The authors employed a combination of high-precision experimental imaging and numerical simulations:

• Experimental Setup:

  • Sample: Hydrogel spheres (radius $a \approx 7$ mm) attached to a string connected to a weight sensor and a piezo motor.
  • Substrate: A wedged sapphire window heated to $\sim 220^\circ\text{C}$, chosen for its thermal conductivity and transparency.
  • Imaging:
    • Interferometry: A 633 nm laser passed through the sapphire window and reflected off both the window surface and the hydrogel underside. A high-speed camera recorded the interference patterns to reconstruct the height profile of the vapor gap with micrometer resolution.
    • Side-view: A second camera monitored the lateral profile and the "floating radius" ($r_{trun}$) of the sphere.
  • Procedure: The hydrogel was lowered at a constant speed ($\sim 33 \, \mu\text{m/s}$) onto the hot surface.
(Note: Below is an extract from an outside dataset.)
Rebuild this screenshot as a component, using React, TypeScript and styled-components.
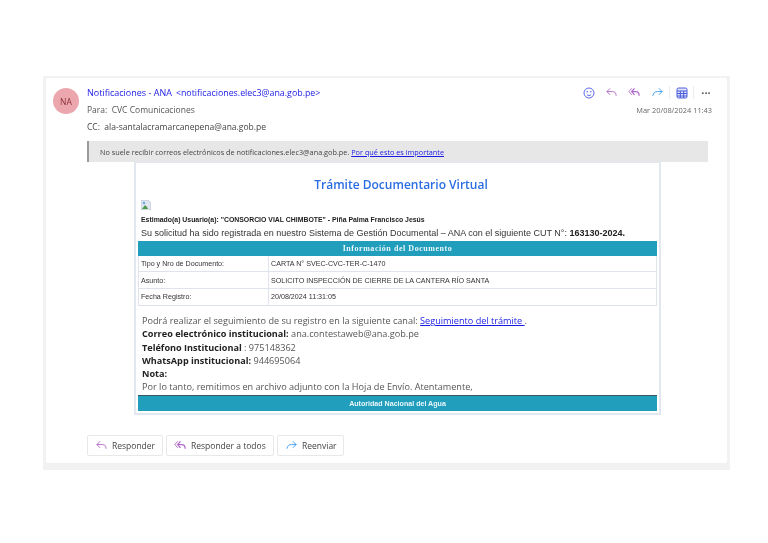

The team observed the transition from contact to levitation and the subsequent evolution of the shape over time.
  • Elastic Reloading Test: To isolate elastic effects from vaporization, the team stopped the motor once the sphere was fully levitated, allowing a small amount of mass loss ($\delta z$) to create slack in the string. They then re-lowered the sphere to re-apply elastic stress, testing if the curvature inversion could be temporarily recovered.

• Numerical Simulation:

  • A three-step iterative model was developed:
    1. FEM Thermal Simulation: Used COMSOL Multiphysics to calculate the temperature profile of the substrate beneath the hydrogel based on the current gap height and floating radius.
    2. Mass Loss Calculation: Applied a heat-flux-driven mass loss equation ($\delta h \propto \frac{T(r) - T_H}{h(r)}$) to update the height profile and floating radius over small time steps.
    3. Force Balance Update: Used a lubrication pressure equation (adapted for hydrogels) to update the average gap height based on the new floating radius and weight.

3. Key Contributions

• Discovery of Transient vs. Steady-State Geometry: The paper identifies a distinct two-phase behavior for hydrogel Leidenfrost spheres: a brief initial phase of curvature inversion followed by a stable steady state with no inversion.
• Dominance of Vaporization over Elasticity: The study demonstrates that for vaporizable solids, irreversible mass loss due to vaporization is the dominant factor shaping the underside, overriding the elastic forces that would otherwise maintain a curvature inversion.
• Experimental Validation of Elastic Recovery: Through the "elastic reloading" experiment, the authors proved that the loss of curvature inversion is not due to a lack of elastic capability, but rather the rapid erasure of the shape by vaporization.
• Quantitative Modeling: The authors developed a simplified simulation that successfully reproduces the experimental height profiles and the evolution of the floating radius, confirming that vaporization-driven mass loss is the primary mechanism.

4. Key Results

• Time Evolution of Shape:
  • Regime I (Contact): No vapor layer; weight carried by the string.
  • Regime II (Initial Levitation): A distinct rim with saddle points and extrema appears, indicating curvature inversion (a vapor pocket). This matches the behavior of liquid droplets and elastic predictions.
  • Regime III (Destabilization): The rim destabilizes, leading to high-frequency ($kHz$) oscillations and audible whistling.
  • Regime IV (Steady State): Oscillations cease. The underside becomes mostly flat with a slight upward curvature (concave up). The interference pattern changes from a complex rim to concentric rings, confirming the absence of the vapor pocket.
• Elastic Reloading: When the sphere was elastically reloaded (by lowering it after a period of mass loss), the curvature inversion reappeared briefly but was quickly eliminated as vaporization resumed. This confirms that the solid can deform elastically to create the inversion, but vaporization destroys it faster than the solid can maintain it.
• Simulation Agreement: The numerical model, which ignored complex fluid-structure interactions and focused on vaporization-driven mass loss, successfully predicted the transition to a flat, slightly upward-curving profile and the growth of the floating radius over time.
• Mechanism of Flattening: The edge of the floating region is closer to the hot surface than the center, causing faster vaporization at the rim. This "eats away" the rim, flattening the profile. A secondary mechanism (likely local substrate cooling) maintains a slight upward curvature to sustain the vapor layer.

5. Significance

• Fundamental Physics: The work challenges the assumption that soft solids behave like liquids in Leidenfrost scenarios. It highlights a fundamental difference: liquids flow to maintain equilibrium shapes, whereas solids deform irreversibly due to mass loss.
• Industrial Applications: Understanding the geometry of the vapor layer is crucial for applications involving high-temperature spray cooling, metallurgical processes, and controllable wetting. The findings suggest that the heat transfer and stability of floating soft solids differ significantly from liquids.
• Material Science: The study provides a framework for understanding the interaction between phase change (vaporization) and elastic deformation in soft matter, relevant to the design of heat-resistant hydrogels and other vaporizable soft materials.

In conclusion, the paper establishes that while elastic forces can initially induce a Leidenfrost curvature inversion in hydrogel spheres, irreversible vaporization rapidly flattens the underside, leading to a steady state fundamentally different from that of liquid droplets.